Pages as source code

..........

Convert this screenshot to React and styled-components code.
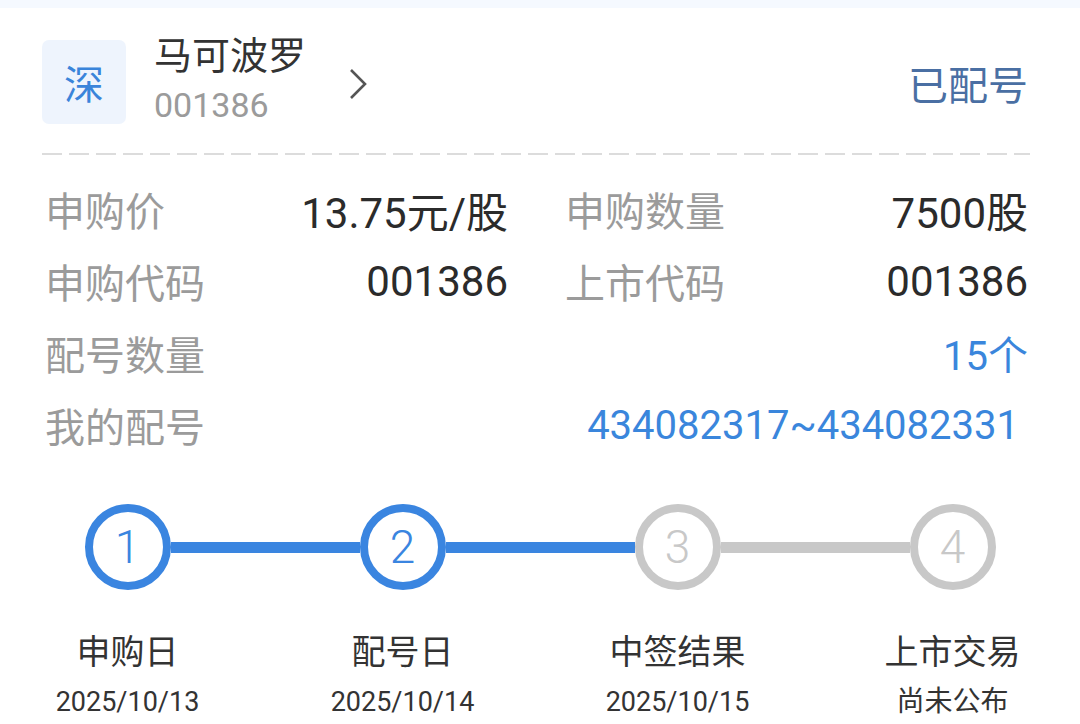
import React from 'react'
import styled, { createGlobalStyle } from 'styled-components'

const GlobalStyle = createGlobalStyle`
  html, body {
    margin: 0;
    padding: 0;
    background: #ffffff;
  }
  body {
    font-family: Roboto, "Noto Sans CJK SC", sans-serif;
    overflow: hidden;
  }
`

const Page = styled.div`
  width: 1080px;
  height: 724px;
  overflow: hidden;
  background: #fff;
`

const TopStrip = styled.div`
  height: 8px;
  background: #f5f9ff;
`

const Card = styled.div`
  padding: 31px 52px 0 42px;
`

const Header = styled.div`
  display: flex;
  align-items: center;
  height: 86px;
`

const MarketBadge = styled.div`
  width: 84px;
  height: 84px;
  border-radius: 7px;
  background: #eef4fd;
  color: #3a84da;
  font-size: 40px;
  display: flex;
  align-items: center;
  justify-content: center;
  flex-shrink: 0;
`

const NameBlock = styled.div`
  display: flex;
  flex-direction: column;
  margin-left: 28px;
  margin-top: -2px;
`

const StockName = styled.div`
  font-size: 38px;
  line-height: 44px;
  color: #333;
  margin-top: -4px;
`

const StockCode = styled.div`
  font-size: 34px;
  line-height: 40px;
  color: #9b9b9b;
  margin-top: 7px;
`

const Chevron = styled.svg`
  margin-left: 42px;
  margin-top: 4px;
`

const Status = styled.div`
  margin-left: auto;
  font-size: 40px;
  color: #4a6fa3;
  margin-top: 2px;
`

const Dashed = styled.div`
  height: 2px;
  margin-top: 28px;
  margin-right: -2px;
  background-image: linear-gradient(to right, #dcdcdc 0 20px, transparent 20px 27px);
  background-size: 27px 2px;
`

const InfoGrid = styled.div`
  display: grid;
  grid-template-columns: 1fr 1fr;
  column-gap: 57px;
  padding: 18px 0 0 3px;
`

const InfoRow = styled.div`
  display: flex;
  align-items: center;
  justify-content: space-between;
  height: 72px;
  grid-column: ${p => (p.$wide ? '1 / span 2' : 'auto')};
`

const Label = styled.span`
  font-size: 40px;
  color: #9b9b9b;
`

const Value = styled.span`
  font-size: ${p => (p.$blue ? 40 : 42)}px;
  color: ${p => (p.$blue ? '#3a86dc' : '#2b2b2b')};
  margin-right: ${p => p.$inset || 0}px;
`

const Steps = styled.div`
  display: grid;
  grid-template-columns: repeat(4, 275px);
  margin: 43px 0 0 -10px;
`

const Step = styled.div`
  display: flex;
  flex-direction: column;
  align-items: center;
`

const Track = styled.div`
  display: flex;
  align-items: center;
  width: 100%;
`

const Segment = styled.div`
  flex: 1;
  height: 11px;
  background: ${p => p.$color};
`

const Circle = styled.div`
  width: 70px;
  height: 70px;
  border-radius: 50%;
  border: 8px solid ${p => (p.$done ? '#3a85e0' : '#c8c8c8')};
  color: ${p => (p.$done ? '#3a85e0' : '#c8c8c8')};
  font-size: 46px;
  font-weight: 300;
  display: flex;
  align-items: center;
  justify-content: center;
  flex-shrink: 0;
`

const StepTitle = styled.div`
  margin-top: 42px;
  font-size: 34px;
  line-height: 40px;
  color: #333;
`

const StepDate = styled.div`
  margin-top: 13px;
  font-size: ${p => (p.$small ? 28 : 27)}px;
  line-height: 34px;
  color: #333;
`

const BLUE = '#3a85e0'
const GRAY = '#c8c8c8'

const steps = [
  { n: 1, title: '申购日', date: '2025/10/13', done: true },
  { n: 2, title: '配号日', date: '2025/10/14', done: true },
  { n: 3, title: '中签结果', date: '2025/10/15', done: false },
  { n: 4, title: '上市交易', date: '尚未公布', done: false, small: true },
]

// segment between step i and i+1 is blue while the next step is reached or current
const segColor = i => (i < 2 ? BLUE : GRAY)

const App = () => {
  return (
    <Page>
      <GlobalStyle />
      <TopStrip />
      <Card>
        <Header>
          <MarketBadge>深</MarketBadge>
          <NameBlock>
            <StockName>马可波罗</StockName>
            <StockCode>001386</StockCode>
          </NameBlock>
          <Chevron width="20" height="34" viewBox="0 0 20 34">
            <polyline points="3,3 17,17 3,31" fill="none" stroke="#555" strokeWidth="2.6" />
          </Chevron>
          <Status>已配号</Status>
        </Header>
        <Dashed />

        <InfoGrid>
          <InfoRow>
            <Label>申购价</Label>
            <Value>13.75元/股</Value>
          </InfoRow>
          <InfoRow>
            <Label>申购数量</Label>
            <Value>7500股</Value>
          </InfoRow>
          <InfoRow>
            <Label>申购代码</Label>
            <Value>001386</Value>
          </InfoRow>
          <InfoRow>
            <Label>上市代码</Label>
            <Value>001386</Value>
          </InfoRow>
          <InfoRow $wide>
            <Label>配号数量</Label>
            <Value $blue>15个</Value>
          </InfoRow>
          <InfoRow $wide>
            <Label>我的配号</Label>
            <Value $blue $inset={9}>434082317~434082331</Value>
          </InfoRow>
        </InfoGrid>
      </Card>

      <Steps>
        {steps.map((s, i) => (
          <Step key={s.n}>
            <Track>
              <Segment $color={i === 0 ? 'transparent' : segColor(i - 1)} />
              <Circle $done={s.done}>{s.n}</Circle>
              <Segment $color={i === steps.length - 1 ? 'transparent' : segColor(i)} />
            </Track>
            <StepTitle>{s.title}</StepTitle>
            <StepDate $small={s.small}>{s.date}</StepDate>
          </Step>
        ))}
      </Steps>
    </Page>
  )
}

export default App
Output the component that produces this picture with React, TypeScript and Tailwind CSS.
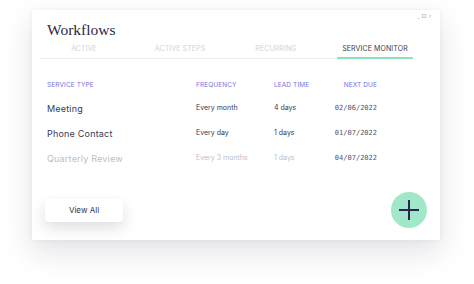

..........

**Exercise:**
Report all lines of the data that include the word "components".

**Answer:**
Convert this screenshot to React and styled-components code.
import styled, { createGlobalStyle } from 'styled-components'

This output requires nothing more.